Can you output the material exactly as written, minus any pictures it holds?

[Extracted data entries]
____

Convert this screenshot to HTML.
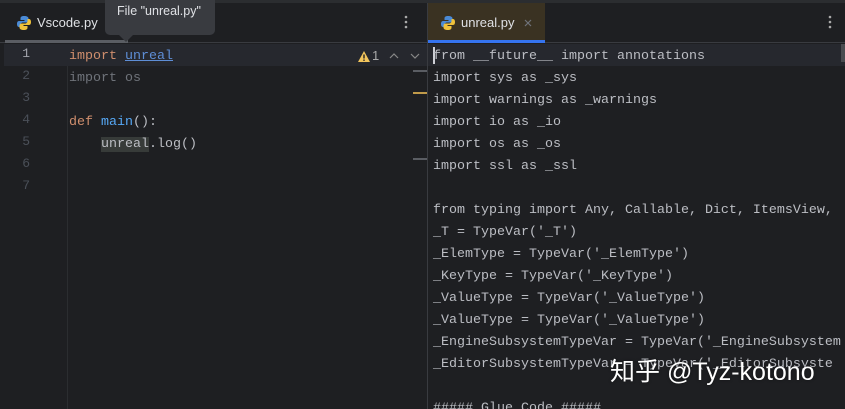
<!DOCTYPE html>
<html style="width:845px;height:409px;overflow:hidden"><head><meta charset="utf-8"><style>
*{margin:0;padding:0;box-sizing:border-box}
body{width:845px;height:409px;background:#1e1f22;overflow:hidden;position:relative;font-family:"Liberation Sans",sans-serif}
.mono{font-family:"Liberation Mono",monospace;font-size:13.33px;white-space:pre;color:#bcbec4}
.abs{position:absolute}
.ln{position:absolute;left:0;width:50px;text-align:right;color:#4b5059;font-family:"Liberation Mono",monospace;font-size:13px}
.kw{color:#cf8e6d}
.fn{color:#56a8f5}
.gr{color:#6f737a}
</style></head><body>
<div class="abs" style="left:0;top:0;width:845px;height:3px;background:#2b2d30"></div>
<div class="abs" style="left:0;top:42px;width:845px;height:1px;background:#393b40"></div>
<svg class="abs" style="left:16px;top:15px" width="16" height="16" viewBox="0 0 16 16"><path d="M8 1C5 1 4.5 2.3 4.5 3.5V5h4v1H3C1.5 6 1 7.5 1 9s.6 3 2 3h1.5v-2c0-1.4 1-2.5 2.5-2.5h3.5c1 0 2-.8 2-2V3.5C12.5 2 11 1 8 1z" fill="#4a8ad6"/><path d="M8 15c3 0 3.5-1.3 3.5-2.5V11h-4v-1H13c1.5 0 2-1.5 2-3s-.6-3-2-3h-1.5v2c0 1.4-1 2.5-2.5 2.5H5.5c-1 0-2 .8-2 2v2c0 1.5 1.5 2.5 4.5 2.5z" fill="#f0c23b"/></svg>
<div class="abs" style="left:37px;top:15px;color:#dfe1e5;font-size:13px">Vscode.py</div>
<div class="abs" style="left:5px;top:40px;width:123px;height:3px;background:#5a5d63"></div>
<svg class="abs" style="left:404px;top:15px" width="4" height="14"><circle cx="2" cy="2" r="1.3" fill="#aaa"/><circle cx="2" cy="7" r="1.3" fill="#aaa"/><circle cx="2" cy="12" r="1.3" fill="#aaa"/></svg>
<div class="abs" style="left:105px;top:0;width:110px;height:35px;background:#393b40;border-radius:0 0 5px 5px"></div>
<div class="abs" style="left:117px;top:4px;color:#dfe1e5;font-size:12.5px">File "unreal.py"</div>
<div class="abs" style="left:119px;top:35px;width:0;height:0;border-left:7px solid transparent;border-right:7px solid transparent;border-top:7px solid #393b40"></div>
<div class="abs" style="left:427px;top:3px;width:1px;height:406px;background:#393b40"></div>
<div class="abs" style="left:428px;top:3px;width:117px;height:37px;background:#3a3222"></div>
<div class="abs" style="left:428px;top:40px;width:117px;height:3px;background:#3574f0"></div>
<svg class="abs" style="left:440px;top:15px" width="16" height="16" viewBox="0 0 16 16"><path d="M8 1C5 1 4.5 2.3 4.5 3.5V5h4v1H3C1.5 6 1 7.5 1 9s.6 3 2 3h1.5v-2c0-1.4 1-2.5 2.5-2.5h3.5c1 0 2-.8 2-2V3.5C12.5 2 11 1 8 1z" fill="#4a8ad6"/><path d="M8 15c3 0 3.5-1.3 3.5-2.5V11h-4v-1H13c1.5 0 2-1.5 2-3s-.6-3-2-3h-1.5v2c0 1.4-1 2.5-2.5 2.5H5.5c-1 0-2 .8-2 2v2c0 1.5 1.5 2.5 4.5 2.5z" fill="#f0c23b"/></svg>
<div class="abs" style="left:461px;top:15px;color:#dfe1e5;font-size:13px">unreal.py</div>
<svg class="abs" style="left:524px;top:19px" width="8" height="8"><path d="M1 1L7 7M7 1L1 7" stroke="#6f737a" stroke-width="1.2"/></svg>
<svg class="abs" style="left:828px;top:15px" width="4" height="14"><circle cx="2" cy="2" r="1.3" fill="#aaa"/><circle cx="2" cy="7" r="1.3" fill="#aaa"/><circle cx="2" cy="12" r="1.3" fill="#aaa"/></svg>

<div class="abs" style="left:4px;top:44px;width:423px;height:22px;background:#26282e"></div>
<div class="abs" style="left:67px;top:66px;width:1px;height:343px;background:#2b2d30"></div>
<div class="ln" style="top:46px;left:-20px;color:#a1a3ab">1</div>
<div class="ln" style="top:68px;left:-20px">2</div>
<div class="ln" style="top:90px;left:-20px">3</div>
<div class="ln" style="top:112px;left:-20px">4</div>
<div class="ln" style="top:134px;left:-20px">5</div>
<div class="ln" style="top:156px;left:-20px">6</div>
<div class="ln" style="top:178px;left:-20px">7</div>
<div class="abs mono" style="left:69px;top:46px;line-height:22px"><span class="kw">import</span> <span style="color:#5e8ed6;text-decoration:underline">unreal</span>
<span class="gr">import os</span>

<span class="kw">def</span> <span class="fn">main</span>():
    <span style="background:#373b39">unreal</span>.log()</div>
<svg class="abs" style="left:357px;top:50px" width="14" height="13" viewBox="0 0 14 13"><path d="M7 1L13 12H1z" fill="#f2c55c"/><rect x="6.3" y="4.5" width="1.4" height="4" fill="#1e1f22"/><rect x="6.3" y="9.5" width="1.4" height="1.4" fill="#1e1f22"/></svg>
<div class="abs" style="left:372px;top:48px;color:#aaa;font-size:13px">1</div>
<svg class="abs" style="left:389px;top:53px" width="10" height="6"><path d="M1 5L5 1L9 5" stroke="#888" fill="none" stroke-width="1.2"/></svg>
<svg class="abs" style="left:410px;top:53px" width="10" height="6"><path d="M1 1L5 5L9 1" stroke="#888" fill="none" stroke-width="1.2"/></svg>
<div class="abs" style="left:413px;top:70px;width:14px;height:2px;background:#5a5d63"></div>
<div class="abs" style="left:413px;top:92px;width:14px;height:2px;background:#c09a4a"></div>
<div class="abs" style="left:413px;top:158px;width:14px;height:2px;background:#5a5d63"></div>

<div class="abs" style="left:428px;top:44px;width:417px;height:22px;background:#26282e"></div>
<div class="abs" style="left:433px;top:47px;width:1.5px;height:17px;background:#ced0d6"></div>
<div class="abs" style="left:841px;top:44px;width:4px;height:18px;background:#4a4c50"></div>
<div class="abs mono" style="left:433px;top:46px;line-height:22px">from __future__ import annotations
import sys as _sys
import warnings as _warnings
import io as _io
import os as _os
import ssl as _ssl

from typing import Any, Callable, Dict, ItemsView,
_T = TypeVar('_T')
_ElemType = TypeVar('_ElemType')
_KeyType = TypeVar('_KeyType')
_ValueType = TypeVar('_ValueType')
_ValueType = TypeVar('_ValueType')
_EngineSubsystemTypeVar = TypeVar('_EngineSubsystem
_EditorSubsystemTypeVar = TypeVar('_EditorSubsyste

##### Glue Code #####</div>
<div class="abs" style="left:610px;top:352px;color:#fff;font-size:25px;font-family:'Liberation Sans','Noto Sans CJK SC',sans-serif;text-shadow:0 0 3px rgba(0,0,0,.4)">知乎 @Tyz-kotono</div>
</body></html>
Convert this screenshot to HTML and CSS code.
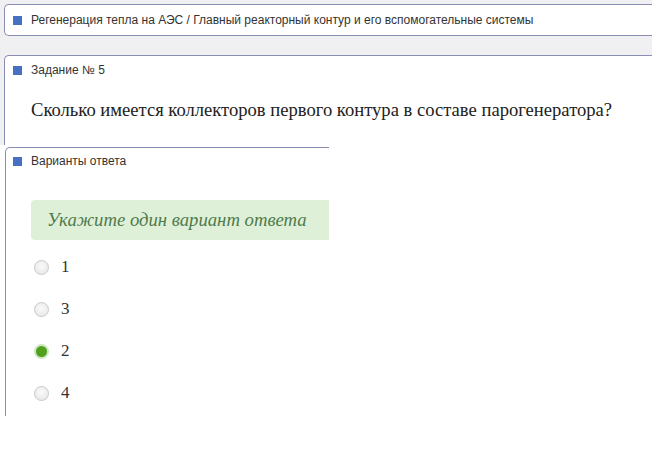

____

## IN RESPONSE
Convert this screenshot to HTML.
<!DOCTYPE html>
<html style="width:845px;height:409px;overflow:hidden"><head><meta charset="utf-8"><style>
*{margin:0;padding:0;box-sizing:border-box}
body{width:845px;height:409px;background:#1e1f22;overflow:hidden;position:relative;font-family:"Liberation Sans",sans-serif}
.mono{font-family:"Liberation Mono",monospace;font-size:13.33px;white-space:pre;color:#bcbec4}
.abs{position:absolute}
.ln{position:absolute;left:0;width:50px;text-align:right;color:#4b5059;font-family:"Liberation Mono",monospace;font-size:13px}
.kw{color:#cf8e6d}
.fn{color:#56a8f5}
.gr{color:#6f737a}
</style></head><body>
<div class="abs" style="left:0;top:0;width:845px;height:3px;background:#2b2d30"></div>
<div class="abs" style="left:0;top:42px;width:845px;height:1px;background:#393b40"></div>
<svg class="abs" style="left:16px;top:15px" width="16" height="16" viewBox="0 0 16 16"><path d="M8 1C5 1 4.5 2.3 4.5 3.5V5h4v1H3C1.5 6 1 7.5 1 9s.6 3 2 3h1.5v-2c0-1.4 1-2.5 2.5-2.5h3.5c1 0 2-.8 2-2V3.5C12.5 2 11 1 8 1z" fill="#4a8ad6"/><path d="M8 15c3 0 3.5-1.3 3.5-2.5V11h-4v-1H13c1.5 0 2-1.5 2-3s-.6-3-2-3h-1.5v2c0 1.4-1 2.5-2.5 2.5H5.5c-1 0-2 .8-2 2v2c0 1.5 1.5 2.5 4.5 2.5z" fill="#f0c23b"/></svg>
<div class="abs" style="left:37px;top:15px;color:#dfe1e5;font-size:13px">Vscode.py</div>
<div class="abs" style="left:5px;top:40px;width:123px;height:3px;background:#5a5d63"></div>
<svg class="abs" style="left:404px;top:15px" width="4" height="14"><circle cx="2" cy="2" r="1.3" fill="#aaa"/><circle cx="2" cy="7" r="1.3" fill="#aaa"/><circle cx="2" cy="12" r="1.3" fill="#aaa"/></svg>
<div class="abs" style="left:105px;top:0;width:110px;height:35px;background:#393b40;border-radius:0 0 5px 5px"></div>
<div class="abs" style="left:117px;top:4px;color:#dfe1e5;font-size:12.5px">File "unreal.py"</div>
<div class="abs" style="left:119px;top:35px;width:0;height:0;border-left:7px solid transparent;border-right:7px solid transparent;border-top:7px solid #393b40"></div>
<div class="abs" style="left:427px;top:3px;width:1px;height:406px;background:#393b40"></div>
<div class="abs" style="left:428px;top:3px;width:117px;height:37px;background:#3a3222"></div>
<div class="abs" style="left:428px;top:40px;width:117px;height:3px;background:#3574f0"></div>
<svg class="abs" style="left:440px;top:15px" width="16" height="16" viewBox="0 0 16 16"><path d="M8 1C5 1 4.5 2.3 4.5 3.5V5h4v1H3C1.5 6 1 7.5 1 9s.6 3 2 3h1.5v-2c0-1.4 1-2.5 2.5-2.5h3.5c1 0 2-.8 2-2V3.5C12.5 2 11 1 8 1z" fill="#4a8ad6"/><path d="M8 15c3 0 3.5-1.3 3.5-2.5V11h-4v-1H13c1.5 0 2-1.5 2-3s-.6-3-2-3h-1.5v2c0 1.4-1 2.5-2.5 2.5H5.5c-1 0-2 .8-2 2v2c0 1.5 1.5 2.5 4.5 2.5z" fill="#f0c23b"/></svg>
<div class="abs" style="left:461px;top:15px;color:#dfe1e5;font-size:13px">unreal.py</div>
<svg class="abs" style="left:524px;top:19px" width="8" height="8"><path d="M1 1L7 7M7 1L1 7" stroke="#6f737a" stroke-width="1.2"/></svg>
<svg class="abs" style="left:828px;top:15px" width="4" height="14"><circle cx="2" cy="2" r="1.3" fill="#aaa"/><circle cx="2" cy="7" r="1.3" fill="#aaa"/><circle cx="2" cy="12" r="1.3" fill="#aaa"/></svg>

<div class="abs" style="left:4px;top:44px;width:423px;height:22px;background:#26282e"></div>
<div class="abs" style="left:67px;top:66px;width:1px;height:343px;background:#2b2d30"></div>
<div class="ln" style="top:46px;left:-20px;color:#a1a3ab">1</div>
<div class="ln" style="top:68px;left:-20px">2</div>
<div class="ln" style="top:90px;left:-20px">3</div>
<div class="ln" style="top:112px;left:-20px">4</div>
<div class="ln" style="top:134px;left:-20px">5</div>
<div class="ln" style="top:156px;left:-20px">6</div>
<div class="ln" style="top:178px;left:-20px">7</div>
<div class="abs mono" style="left:69px;top:46px;line-height:22px"><span class="kw">import</span> <span style="color:#5e8ed6;text-decoration:underline">unreal</span>
<span class="gr">import os</span>

<span class="kw">def</span> <span class="fn">main</span>():
    <span style="background:#373b39">unreal</span>.log()</div>
<svg class="abs" style="left:357px;top:50px" width="14" height="13" viewBox="0 0 14 13"><path d="M7 1L13 12H1z" fill="#f2c55c"/><rect x="6.3" y="4.5" width="1.4" height="4" fill="#1e1f22"/><rect x="6.3" y="9.5" width="1.4" height="1.4" fill="#1e1f22"/></svg>
<div class="abs" style="left:372px;top:48px;color:#aaa;font-size:13px">1</div>
<svg class="abs" style="left:389px;top:53px" width="10" height="6"><path d="M1 5L5 1L9 5" stroke="#888" fill="none" stroke-width="1.2"/></svg>
<svg class="abs" style="left:410px;top:53px" width="10" height="6"><path d="M1 1L5 5L9 1" stroke="#888" fill="none" stroke-width="1.2"/></svg>
<div class="abs" style="left:413px;top:70px;width:14px;height:2px;background:#5a5d63"></div>
<div class="abs" style="left:413px;top:92px;width:14px;height:2px;background:#c09a4a"></div>
<div class="abs" style="left:413px;top:158px;width:14px;height:2px;background:#5a5d63"></div>

<div class="abs" style="left:428px;top:44px;width:417px;height:22px;background:#26282e"></div>
<div class="abs" style="left:433px;top:47px;width:1.5px;height:17px;background:#ced0d6"></div>
<div class="abs" style="left:841px;top:44px;width:4px;height:18px;background:#4a4c50"></div>
<div class="abs mono" style="left:433px;top:46px;line-height:22px">from __future__ import annotations
import sys as _sys
import warnings as _warnings
import io as _io
import os as _os
import ssl as _ssl

from typing import Any, Callable, Dict, ItemsView,
_T = TypeVar('_T')
_ElemType = TypeVar('_ElemType')
_KeyType = TypeVar('_KeyType')
_ValueType = TypeVar('_ValueType')
_ValueType = TypeVar('_ValueType')
_EngineSubsystemTypeVar = TypeVar('_EngineSubsystem
_EditorSubsystemTypeVar = TypeVar('_EditorSubsyste

##### Glue Code #####</div>
<div class="abs" style="left:610px;top:352px;color:#fff;font-size:25px;font-family:'Liberation Sans','Noto Sans CJK SC',sans-serif;text-shadow:0 0 3px rgba(0,0,0,.4)">知乎 @Tyz-kotono</div>
</body></html>
Convert this screenshot to HTML and CSS code.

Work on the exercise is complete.